Google, Microsoft, Apple, Starbucks, and Wal-Mart are "category killers." Why? One key to their astounding success is that they have mastered the art of creating highly attractive partner and customer value propositions. They have all built their business on the principles and practices of Partnership Marketing to offer superior products, create long-term distribution opportunities, new revenue streams for their businesses, and increased brand awareness on a world-wide level.

Developing an affiliation with the right partner allows both parties to realize successes that they could not have otherwise achieved on their own by transforming their individual strengths into mutual performance. Whether you're an entrepreneur working to expand your customer base and increase value or a corporation looking for cost-effective ways to stimulate growth and brand-presence on a tight budget, Partnership Marketing is a practical in-depth guide to this core business concept.

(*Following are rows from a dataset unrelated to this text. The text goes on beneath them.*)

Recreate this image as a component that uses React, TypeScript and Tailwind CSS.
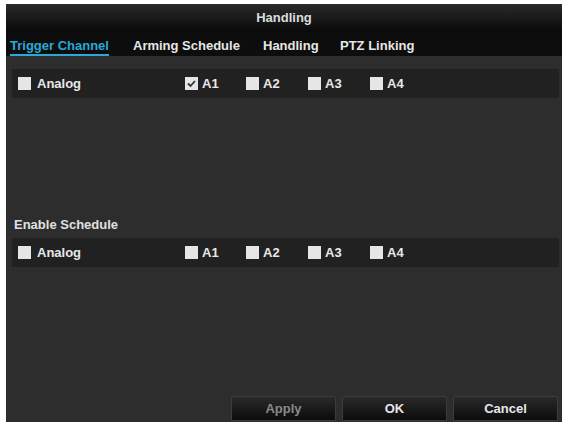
import React from "react";

function Box({ checked }: { checked?: boolean }) {
  return (
    <span className="inline-flex h-[13px] w-[13px] items-center justify-center bg-[#e6e6e6]">
      {checked && (
        <svg width="11" height="11" viewBox="0 0 11 11">
          <path d="M2 5.5 L4.5 8 L9 3" stroke="#333" strokeWidth="1.8" fill="none" />
        </svg>
      )}
    </span>
  );
}

function Row({ a1 }: { a1?: boolean }) {
  const items = [
    { l: "A1", c: a1, w: "w-[61px]" },
    { l: "A2", c: false, w: "w-[62px]" },
    { l: "A3", c: false, w: "w-[62px]" },
    { l: "A4", c: false, w: "w-[62px]" },
  ];
  return (
    <div className="flex h-[29px] items-center bg-[#212121] pl-[6px] text-[13px] font-bold text-[#e8e8e8]">
      <div className="flex w-[167px] items-center gap-[6px]">
        <Box />
        <span>Analog</span>
      </div>
      {items.map((it) => (
        <div key={it.l} className={`flex ${it.w} items-center gap-[4px]`}>
          <Box checked={it.c} />
          <span>{it.l}</span>
        </div>
      ))}
    </div>
  );
}

function Btn({ label, dim }: { label: string; dim?: boolean }) {
  return (
    <div
      className={`flex h-[25px] w-[105px] items-center justify-center rounded-t-[2px] border border-[#3c3c3c] bg-gradient-to-b from-[#2a2a2a] to-[#0c0c0c] text-[13px] font-bold ${
        dim ? "text-[#8a8a8a]" : "text-[#e6e6e6]"
      }`}
    >
      {label}
    </div>
  );
}

export default function App() {
  return (
    <div
      className="h-[426px] w-[568px] bg-white pl-[6px] pt-[4px]"
      style={{ fontFamily: '"Liberation Sans", Arial, sans-serif' }}
    >
      <div className="flex h-[418px] w-[556px] flex-col bg-[#2d2d2d]">
        <div className="flex h-[28px] items-center justify-center bg-gradient-to-b from-[#2a2a2a] to-[#0a0a0a] text-[13px] font-bold text-[#dcdcdc]">
          Handling
        </div>
        <div className="flex h-[24px] items-start bg-[#0d0d0d] pl-[4px] pt-[4px] text-[13px] font-bold text-[#e6e6e6]">
          <div className="w-[123px]">
            <span className="border-b-2 border-[#2aa8d8] pb-[1px] text-[#2aa8d8]">Trigger Channel</span>
          </div>
          <div className="w-[130px]">Arming Schedule</div>
          <div className="w-[77px]">Handling</div>
          <div>PTZ Linking</div>
        </div>
        <div className="flex flex-1 flex-col pl-[6px] pr-[3px] pt-[13px]">
          <Row a1 />
          <div className="h-[114px]" />
          <div className="flex h-[26px] items-center pl-[2px] text-[13px] font-bold text-[#e0e0e0]">Enable Schedule</div>
          <Row />
          <div className="flex-1" />
          <div className="flex justify-end gap-[6px] pb-[1px] pr-[1px]">
            <Btn label="Apply" dim />
            <Btn label="OK" />
            <Btn label="Cancel" />
          </div>
        </div>
      </div>
    </div>
  );
}
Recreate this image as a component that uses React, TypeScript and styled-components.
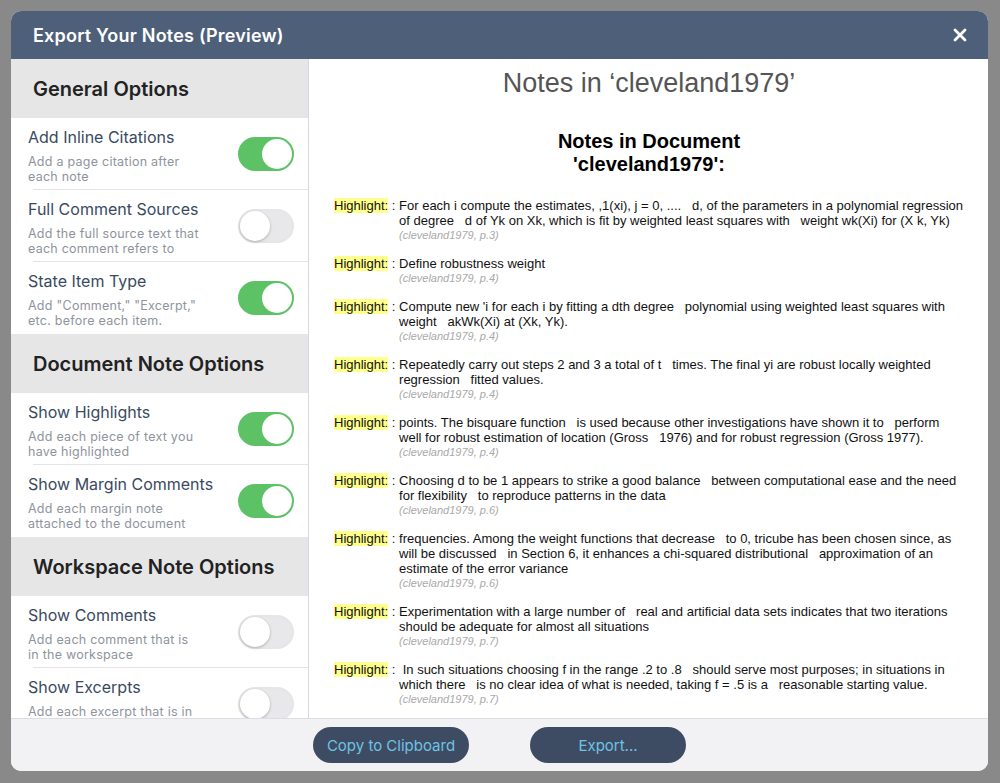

A powerful strategy in good times, partnership marketing is an excellent way to gain competitive advantage and grow your business even in tough, recessionary economic conditions. As marketing resources are being slashed everywhere, coupled with employee lay-offs and cutbacks to existing programs, partnership marketing is a creative way to do more with less.

Partnership Marketing provides the complete how-to of collaborating successfully with other organizations, including: how to align PM objectives to your resources; how to assess what you have to offer a partner-brand and how to leverage your core strengths; how to search for the right partner-brand; how to assess the pros and cons of partnering with other brands; and much more.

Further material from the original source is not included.